Yes, I realize that. My point is that the 2010 budget and 2011 budgets don’t accurately reflect spending by each agency. I think the budgeted amount for each year needs to be added to the stimulus money allocated in 2009. For instance, if the 2010 budget allocates 20 billion for a department and they have 5 billion in stimulus carry-over, then the budget does not reflect what they actually spend.
What I’m saying is that the 2010 budget is almost the same size as 2009. All the stimulus money shows up in the budgets of individual agencies in 2009. The budgets of individual agencies look smaller than their allocated 2010 (budget + surplus carry-over) spending. It would seem to give the impression that spending is much lower than it actually is.
Ah. I misunderstood you in the previous post. That $600 billion is the increase between total spending in 2008 and the total spending in 2011. That isn’t a third of anything, that’s the full change between those two years that are being compared.
Once again, you are mixing apples and oranges. The President’s budget only requests new Budget Authority. Previously appropriated funds are old Budget Authority. There’s no sense in a budget request asking for funds already made available by law. However, if you look at the proper charts in the tables I linked to, they will display the actual outlays - the expenditure of BA - in the years that it occurs.
The tables I have been referencing that compare 2008 and 2011 are reflections of the money that was actually spent in those years. If you think that those figures give the impression that spending is lower than you think it is, then your assumption that spending is increasing at a rapid rate is what is in error. Don’t blame the data for not supporting your preordained opinion.
Does that number have any signficance? 600 billion extra in 2011 does not take the 2010 increase into account (or the 2009 increase minus stimulus). Those numbers should be added together for your calculation to make sense.
You are correct.

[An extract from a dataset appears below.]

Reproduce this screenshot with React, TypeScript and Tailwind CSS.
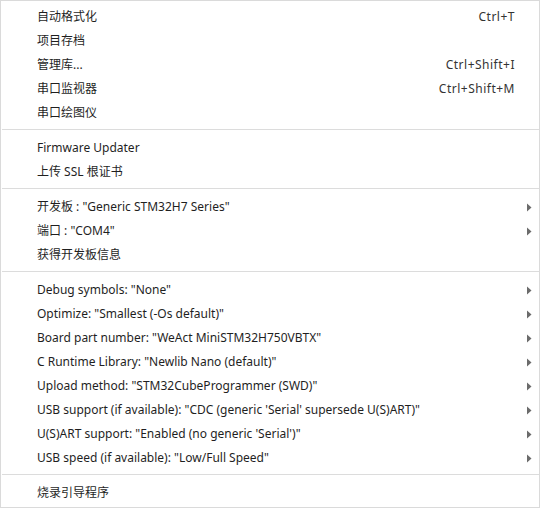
type Item =
  | { kind: "sep" }
  | { kind: "item"; label: string; shortcut?: string; submenu?: boolean };

const items: Item[] = [
  { kind: "item", label: "自动格式化", shortcut: "Ctrl+T" },
  { kind: "item", label: "项目存档" },
  { kind: "item", label: "管理库...", shortcut: "Ctrl+Shift+I" },
  { kind: "item", label: "串口监视器", shortcut: "Ctrl+Shift+M" },
  { kind: "item", label: "串口绘图仪" },
  { kind: "sep" },
  { kind: "item", label: "Firmware Updater" },
  { kind: "item", label: "上传 SSL 根证书" },
  { kind: "sep" },
  { kind: "item", label: '开发板 : "Generic STM32H7 Series"', submenu: true },
  { kind: "item", label: '端口 : "COM4"', submenu: true },
  { kind: "item", label: "获得开发板信息" },
  { kind: "sep" },
  { kind: "item", label: 'Debug symbols: "None"', submenu: true },
  { kind: "item", label: 'Optimize: "Smallest (-Os default)"', submenu: true },
  { kind: "item", label: 'Board part number: "WeAct MiniSTM32H750VBTX"', submenu: true },
  { kind: "item", label: 'C Runtime Library: "Newlib Nano (default)"', submenu: true },
  { kind: "item", label: 'Upload method: "STM32CubeProgrammer (SWD)"', submenu: true },
  {
    kind: "item",
    label: "USB support (if available): \"CDC (generic 'Serial' supersede U(S)ART)\"",
    submenu: true,
  },
  { kind: "item", label: "U(S)ART support: \"Enabled (no generic 'Serial')\"", submenu: true },
  { kind: "item", label: 'USB speed (if available): "Low/Full Speed"', submenu: true },
  { kind: "sep" },
  { kind: "item", label: "烧录引导程序" },
];

const SubmenuArrow = () => (
  <svg width="5" height="9" viewBox="0 0 5 9" className="shrink-0">
    <path d="M0 0.5 L4.5 4.5 L0 8.5 Z" fill="#6b6b6b" />
  </svg>
);

export default function App() {
  return (
    <div className="w-[540px] h-[508px] bg-white">
      <div
        className="h-full border border-[#dadada] pt-[3px] text-[12px] text-[#1f1f1f]"
        style={{ fontFamily: '"Noto Sans", "Noto Sans CJK SC", sans-serif' }}
      >
        {items.map((item, i) =>
          item.kind === "sep" ? (
            <div key={i} className="h-[11px] flex items-center pl-[1px]">
              <div className="h-px w-full bg-[#dcdcdc]" />
            </div>
          ) : (
            <div key={i} className="h-6 flex items-center pl-9 pr-[7px] pt-[2px]">
              <span className="flex-1 whitespace-nowrap leading-none">{item.label}</span>
              {item.shortcut && (
                <span className="mr-[17px] whitespace-nowrap leading-none tracking-[0.5px] text-[#333]">
                  {item.shortcut}
                </span>
              )}
              {item.submenu && <SubmenuArrow />}
            </div>
          )
        )}
      </div>
    </div>
  );
}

I found the correct charts for agency outlays on page 82 and 83.
The yearly outlays for individual agencies is much more informative as it is clear from that chart that spending increases unabated in 2010 and 2011 for the majority of agencies. Of course this spending includes, as you mentioned, previously allocated multi-year and no-year funds as well as, presumably, stimulus funds.
Please don’t put words in my mouth. I was not suggesting that spending is lower than I thought. I fully realize that the amount of money spent would be identical either way. I was suggesting, incorrectly due to the chart I was looking at, that the budgeted money does not represent the total spent in that year. As a result the figure shown would be inaccurate and would suggest lower yearly spending per agency. Table 4-1 shows the yearly spending per agency and it is clear that spending did not “peak” in 2009 and go down…that stimulus money is funding many agencies for a number of years on top of their yearly budgets (in addition to the aformentioned multi-year and no-year money).

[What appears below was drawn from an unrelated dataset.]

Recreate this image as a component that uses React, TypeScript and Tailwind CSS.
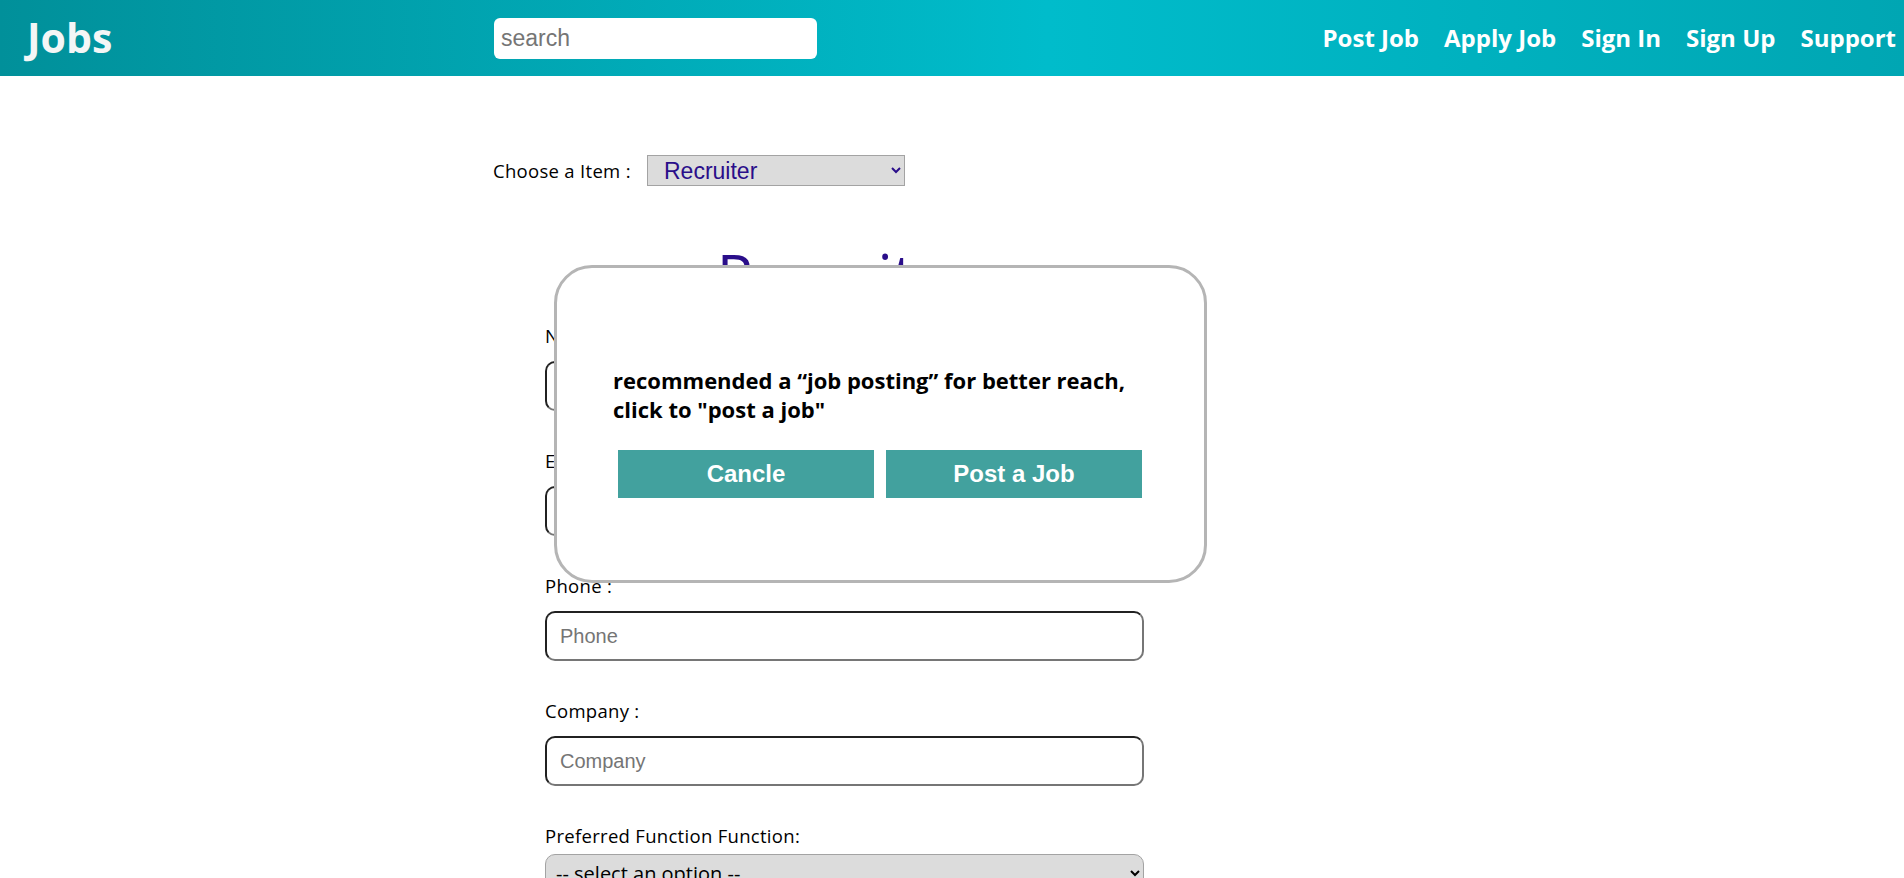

Remember, though, that Obama’s proposed budgets would have increased spending quite a bit more than we are currently experiencing. Add to that the increased spending for “temporary” programs such as subsidizing health coverage for the unemployed, aid to state and local governments, expansion of EITC, etc. which may not be temporary in the end. Today’s benefit can very easily become tomorrow’s entitlement.
So, in summary, do you see that the outlays for agencies in the years following 2009 include spending that was part of the 2009 stimulus and that the yearly budgets for the agencies have not been raised by any appreciable amount?
I think that remains to be seen. All we have at this point are estimates. There would be no need to raise the budgeted amount of each agency if they are being supplemented with stimulus money. Estimates are, as I’m sure you know, unreliable at best. Only time will tell.